Wednesday, October 23, 2013

"Recommendations for Preconception Counseling and Care" (My Synopsis)

Recommendations for Preconception Counseling and Care
NARGES FARAHI, MD, and ADAM ZOLOTOR, MD, DrPH, University of North Carolina School of Medicine, Chapel Hill, North Carolina
Am Fam Physician. 2013 Oct 15;88(8):499-506.
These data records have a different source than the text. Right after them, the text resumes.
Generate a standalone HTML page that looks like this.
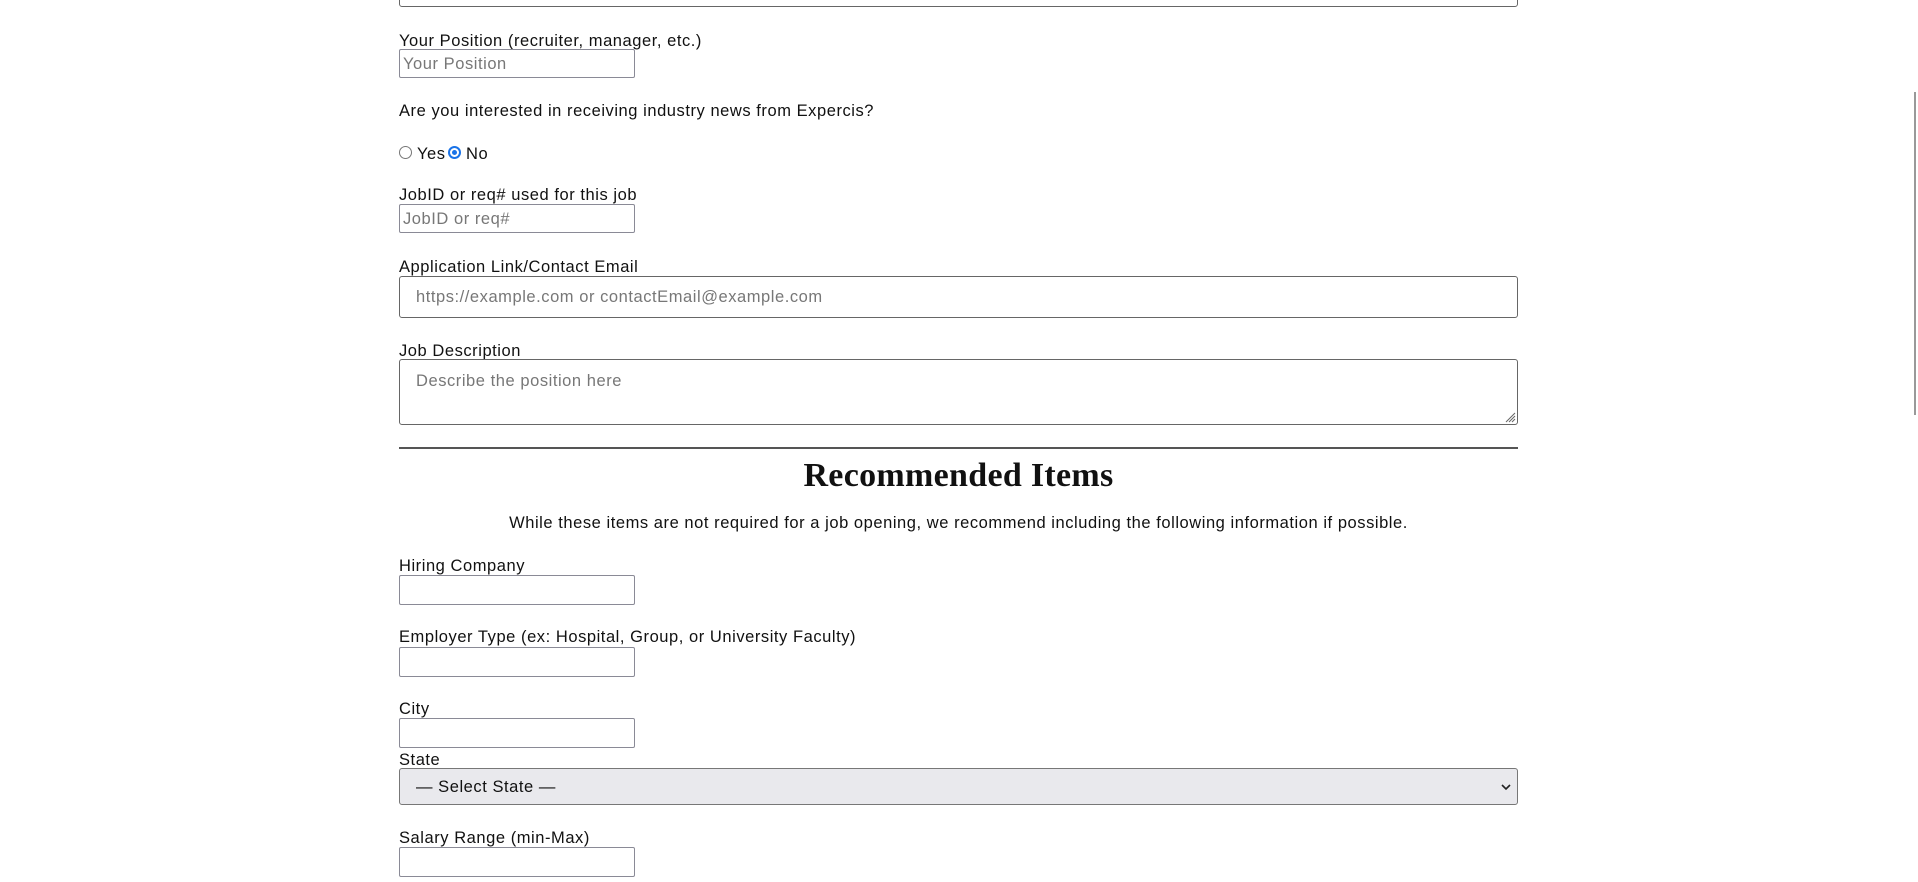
<!DOCTYPE html>
<html><head><meta charset="utf-8"><style>
body{margin:0;width:1918px;height:882px;overflow:hidden;background:#fff;font-family:"Liberation Sans",sans-serif;color:#111;position:relative;letter-spacing:0.55px}
.a{position:absolute}
.l{position:absolute;left:399px;font-size:16.5px;line-height:18px;white-space:nowrap}
.i{position:absolute;left:399px;width:234px;height:28px;border:1px solid #8a8a96;border-radius:2px;box-sizing:content-box}
.w{position:absolute;left:399px;width:1119px;border:1px solid #666;border-radius:3px;box-sizing:border-box}
.ph{color:#777;font-size:16.5px;position:absolute;white-space:nowrap}
</style></head><body>
<div class="w" style="top:-10px;height:17px"></div>
<div class="l" style="top:32px">Your Position (recruiter, manager, etc.)</div>
<div class="i" style="top:49px;height:27px"><span class="ph" style="left:3px;top:5px">Your Position</span></div>
<div class="l" style="top:102px">Are you interested in receiving industry news from Expercis?</div>
<div class="a" style="left:399px;top:146px;width:11px;height:11px;border:1px solid #777;border-radius:50%"></div>
<div class="l" style="left:417px;top:145px">Yes</div>
<div class="a" style="left:448px;top:146px;width:9px;height:9px;border:2px solid #1a73e8;border-radius:50%"><div style="margin:2px;width:5px;height:5px;background:#1a73e8;border-radius:50%"></div></div>
<div class="l" style="left:466px;top:145px">No</div>
<div class="l" style="top:186px">JobID or req# used for this job</div>
<div class="i" style="top:204px;height:27px"><span class="ph" style="left:3px;top:5px">JobID or req#</span></div>
<div class="l" style="top:258px">Application Link/Contact Email</div>
<div class="w" style="top:276px;height:42px"><span class="ph" style="left:16px;top:11px">https://example.com or contactEmail@example.com</span></div>
<div class="l" style="top:342px">Job Description</div>
<div class="w" style="top:359px;height:66px"><span class="ph" style="left:16px;top:12px">Describe the position here</span>
<svg class="a" style="right:1px;bottom:1px" width="12" height="12"><path d="M11 2L2 11M11 5L5 11M11 8L8 11" stroke="#666" stroke-width="1"/></svg></div>
<div class="a" style="left:399px;top:447px;width:1119px;height:2px;background:#555"></div>
<div class="a" style="left:399px;width:1119px;top:456px;text-align:center;font-family:'Liberation Serif',serif;font-weight:bold;font-size:34px;line-height:40px;letter-spacing:0.3px">Recommended Items</div>
<div class="a" style="left:399px;width:1119px;top:514px;text-align:center;font-size:16.5px;line-height:18px">While these items are not required for a job opening, we recommend including the following information if possible.</div>
<div class="l" style="top:557px">Hiring Company</div>
<div class="i" style="top:575px"></div>
<div class="l" style="top:628px">Employer Type (ex: Hospital, Group, or University Faculty)</div>
<div class="i" style="top:647px"></div>
<div class="l" style="top:700px">City</div>
<div class="i" style="top:718px"></div>
<div class="l" style="top:751px">State</div>
<div class="w" style="top:768px;height:37px;background:#e9e9ed;border-color:#777"><span class="a" style="left:16px;top:9px;font-size:16.5px">— Select State —</span>
<svg class="a" style="right:6px;top:14px" width="10" height="8"><path d="M1 2L5 6L9 2" stroke="#222" stroke-width="1.6" fill="none"/></svg></div>
<div class="l" style="top:829px">Salary Range (min-Max)</div>
<div class="i" style="top:847px"></div>
<div class="a" style="left:1914px;top:92px;width:2px;height:323px;background:#999"></div>
</body></html>
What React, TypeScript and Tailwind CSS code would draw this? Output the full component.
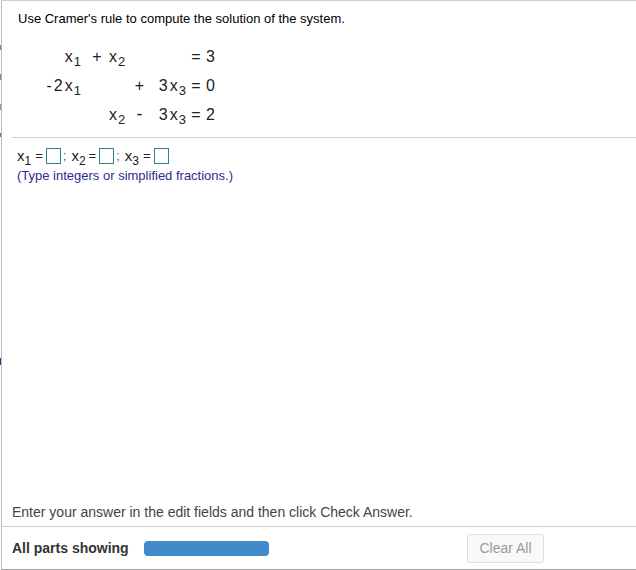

     Although half of all pregnancies are unintentional, preconception care can greatly benefit the fetus. All patients of reproductive age should be counseled on contraception, as well as health risks that may affect pregnancy. Patients considering becoming pregnant should consider environmental exposures, genetic history, medications, psychiatric illness, psychosocial factors, and substance abuse. Workplaces which may exposure expecting mothers to toxins include clinical and laboratory health care, dry cleaning, manufacturing, printing, and agriculture. Mercury exposure from certain fish should also be considered. Patients with a personal or family history of genetic or congential disorders should be referred for genetic counseling and carrier testing. Teratogenic medications should be stopped. Patients should be screened for depression, anxiety, substance abuse and intimate partner violence. All women should be screened for HIV, measles immunity, and rubella immunity. All high risk women should be screened for chlamydia, gonorrhea, syphilis and TB.
     All women considering having children should start taking 400 mcg of folic acid and continue until 12 weeks gestation. Patients with epilepsy, diabetes, obesity, or at high risk of neural tube defects,  can take 4-5 mg daily. 
     Patients who are overweight or obese are at increased risk of macrosomia, shoulder dystocia, IUGR, spontaneous abortion, stillbirth, and preeclampsia. Overweight patients who have oligomenorrhea or amenorrhea may regain fertility with weight loss. Patients who opt for bariatric surgery should wait 12-18 months after the procedure before getting pregnant. Post bariatric patients will also need a pre-pregnancy CBC and multivitamins to combat nutritional deficiencies. Patients who are underweight should be counseled about the risks of preterm or low birth weight births. Low birth weight is associated with osteoporosis, amenorrhea, infertility, arrhythmias and nutritional deficiencies. 
     Medications for common medical conditions may need to be altered. Patients with acne cannot take isotretinoin because it is severely teratogenic. Patients with asthma should not use oral corticosteroids because it lowers birth weight and increases the risk of preeclampsia. ACEIs and ARBs are associated with fetal anomalies and death. Diabetic patients should discontinue oral antidiabetic medications and switch to insulin. Elevated glucose can lead to congenital malformations. Patients with hyperthyroidism should use propylthiouracil instead of methimazole in the first trimester. For patients with seizure disorder, monotherapy at the lowest possible dose should be used do to the teratogenic effects of most of the antiepileptic medications. Patients who need blood thinners should not use warfarin because of its harmful side effects. Statins and atenolol should be avoided.